İşte dünyaya meyledip ahireti unutan mal ve mülk sevdalılarının sonlarının ne olacağını gösteren ibretli bir sahne! Tabi ki ibret alacak akıl ve düşünceye sahip olanlar için. Hani Yunus diyor ya: ”Malda yalan, mülk de yalan. Var biraz da sen oylan.” Oyalanmak isteyene dünyada oyuncak çok. Akıllı insan için ise oyuncakla oyalanacak vakit yok.

Aslında zengin olalım, olmayalım, paradan başka ne kadar çok zengin olduğumuzun farkında değiliz.

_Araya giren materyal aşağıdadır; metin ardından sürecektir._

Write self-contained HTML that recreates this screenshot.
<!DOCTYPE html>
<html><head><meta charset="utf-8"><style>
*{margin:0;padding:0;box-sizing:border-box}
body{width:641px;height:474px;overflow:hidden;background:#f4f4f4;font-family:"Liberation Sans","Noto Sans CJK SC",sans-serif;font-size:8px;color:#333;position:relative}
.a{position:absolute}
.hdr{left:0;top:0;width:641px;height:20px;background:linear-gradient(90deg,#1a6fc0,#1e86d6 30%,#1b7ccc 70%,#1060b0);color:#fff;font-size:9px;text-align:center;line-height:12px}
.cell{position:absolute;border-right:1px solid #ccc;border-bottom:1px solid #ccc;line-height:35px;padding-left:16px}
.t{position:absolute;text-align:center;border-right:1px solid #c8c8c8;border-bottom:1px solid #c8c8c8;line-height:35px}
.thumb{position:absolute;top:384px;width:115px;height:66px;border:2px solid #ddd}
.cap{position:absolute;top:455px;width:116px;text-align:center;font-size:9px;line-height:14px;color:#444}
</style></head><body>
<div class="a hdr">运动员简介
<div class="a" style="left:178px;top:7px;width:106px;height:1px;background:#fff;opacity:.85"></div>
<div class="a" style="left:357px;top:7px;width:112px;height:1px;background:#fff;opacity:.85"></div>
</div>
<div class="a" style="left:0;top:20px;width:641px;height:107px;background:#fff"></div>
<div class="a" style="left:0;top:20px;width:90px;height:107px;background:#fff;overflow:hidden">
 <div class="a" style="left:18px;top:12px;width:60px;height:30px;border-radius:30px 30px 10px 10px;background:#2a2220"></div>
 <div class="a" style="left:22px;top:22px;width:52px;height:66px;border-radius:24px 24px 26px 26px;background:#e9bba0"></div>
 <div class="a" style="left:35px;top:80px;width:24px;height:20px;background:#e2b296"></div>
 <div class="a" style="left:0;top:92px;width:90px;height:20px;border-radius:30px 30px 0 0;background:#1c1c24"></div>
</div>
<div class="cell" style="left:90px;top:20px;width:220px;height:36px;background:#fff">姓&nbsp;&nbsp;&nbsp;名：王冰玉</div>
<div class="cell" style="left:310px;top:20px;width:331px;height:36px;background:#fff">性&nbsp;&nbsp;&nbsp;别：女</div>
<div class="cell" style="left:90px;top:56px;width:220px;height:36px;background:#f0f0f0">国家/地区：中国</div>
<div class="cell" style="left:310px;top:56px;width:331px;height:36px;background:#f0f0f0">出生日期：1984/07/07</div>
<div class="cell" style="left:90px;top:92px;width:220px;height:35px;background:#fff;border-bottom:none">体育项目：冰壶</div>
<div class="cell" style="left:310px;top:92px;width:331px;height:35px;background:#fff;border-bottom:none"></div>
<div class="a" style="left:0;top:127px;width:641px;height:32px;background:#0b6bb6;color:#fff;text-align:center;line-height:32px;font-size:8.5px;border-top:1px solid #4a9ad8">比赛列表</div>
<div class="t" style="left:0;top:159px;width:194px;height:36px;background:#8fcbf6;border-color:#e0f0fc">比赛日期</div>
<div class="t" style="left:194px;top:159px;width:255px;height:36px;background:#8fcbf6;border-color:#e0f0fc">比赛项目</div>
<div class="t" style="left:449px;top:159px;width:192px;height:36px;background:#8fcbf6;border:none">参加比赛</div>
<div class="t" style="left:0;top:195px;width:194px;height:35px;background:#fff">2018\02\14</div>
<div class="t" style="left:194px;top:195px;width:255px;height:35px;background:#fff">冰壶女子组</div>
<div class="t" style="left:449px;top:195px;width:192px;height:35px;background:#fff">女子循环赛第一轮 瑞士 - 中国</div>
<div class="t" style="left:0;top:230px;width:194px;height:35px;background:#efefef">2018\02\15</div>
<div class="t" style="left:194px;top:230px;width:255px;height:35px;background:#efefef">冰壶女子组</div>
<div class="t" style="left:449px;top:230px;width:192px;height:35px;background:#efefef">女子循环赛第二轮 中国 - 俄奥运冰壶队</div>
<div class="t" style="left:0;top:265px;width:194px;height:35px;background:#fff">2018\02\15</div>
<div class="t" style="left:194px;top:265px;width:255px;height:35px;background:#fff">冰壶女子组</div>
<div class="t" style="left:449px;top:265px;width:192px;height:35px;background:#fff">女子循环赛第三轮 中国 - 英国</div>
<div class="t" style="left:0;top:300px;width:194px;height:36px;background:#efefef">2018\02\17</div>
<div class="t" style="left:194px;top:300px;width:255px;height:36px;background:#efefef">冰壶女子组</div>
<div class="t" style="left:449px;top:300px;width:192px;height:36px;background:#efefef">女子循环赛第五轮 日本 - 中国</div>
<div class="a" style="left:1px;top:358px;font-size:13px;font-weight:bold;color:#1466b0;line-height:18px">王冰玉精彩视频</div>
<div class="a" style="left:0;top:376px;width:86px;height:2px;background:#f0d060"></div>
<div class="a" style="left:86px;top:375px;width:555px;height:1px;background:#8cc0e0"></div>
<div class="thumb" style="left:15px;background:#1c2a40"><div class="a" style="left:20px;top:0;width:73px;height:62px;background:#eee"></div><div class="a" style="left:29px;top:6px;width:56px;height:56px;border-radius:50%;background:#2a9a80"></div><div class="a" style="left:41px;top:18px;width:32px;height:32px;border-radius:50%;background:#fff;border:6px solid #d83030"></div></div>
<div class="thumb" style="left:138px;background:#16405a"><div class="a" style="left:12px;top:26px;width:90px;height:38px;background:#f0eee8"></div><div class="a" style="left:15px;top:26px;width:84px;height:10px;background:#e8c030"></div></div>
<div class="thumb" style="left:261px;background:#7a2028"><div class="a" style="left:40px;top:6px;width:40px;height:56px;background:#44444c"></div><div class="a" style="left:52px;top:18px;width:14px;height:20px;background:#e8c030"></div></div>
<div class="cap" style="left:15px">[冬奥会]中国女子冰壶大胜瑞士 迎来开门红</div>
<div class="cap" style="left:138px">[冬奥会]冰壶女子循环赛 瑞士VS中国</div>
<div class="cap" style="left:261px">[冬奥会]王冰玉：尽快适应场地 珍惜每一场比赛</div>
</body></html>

Ve en kötüsü farkında olmadığımız bu zenginlikler elimizden kayınca farkına varmak ve şükrünü eda edememek.

Hepimizin kendine göre Allah tarafından verilmiş hususi zenginliklerimiz var ve biz onların kıymetini bilmek ve verdiği için Allah’a şükretmekle yükümlüyüz.

Başta mal ve mülk zenginlerimiz olmak üzere hepimiz bize düşen şükür görevini ifa edebiliyor muyuz? Ayrıca sahip olduğumuzu sandıklarımızın ne kadar sahibiyiz. Dünyada neyin sahibiyiz ki! Gözünüzü yumduğunuzu düşünün bakalım dünyalık edindiğimiz şeylerden hangisi bizimle gidecek.

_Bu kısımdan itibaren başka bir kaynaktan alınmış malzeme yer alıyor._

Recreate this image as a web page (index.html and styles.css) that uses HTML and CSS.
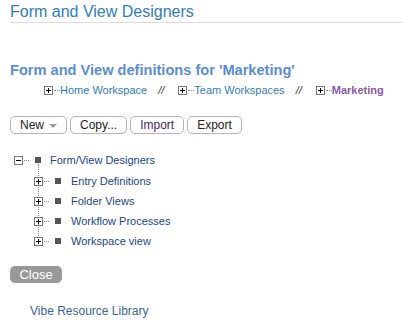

Devletin ve milletin bize emanet olarak tevdi eylediği görevlerimiz nedeniyle sorumlu olacağımızı hiç aklımıza getiriyor muyuz? Mesaiyi hakkıyla eda etmesek ders saatinin hakkını vermesek, emanet edilen paranın kıymetini bilmesek, emrimiz altında çalışanların hak ve hukukunu gözetmesek acaba sonumuzun ne olacağını düşündük mü? 

Soruları uzatmanın bir manası yok biz ne anlatırsak anlatalım anlattığımız karşımızdakilerin anladığı kadardır. Siz anladınız lafın tamamı deliye söylenir.

Lütfen herkes kendi cevabını hazırlasın, çünkü bu sorunun er ya da geç muhatabı olacağız.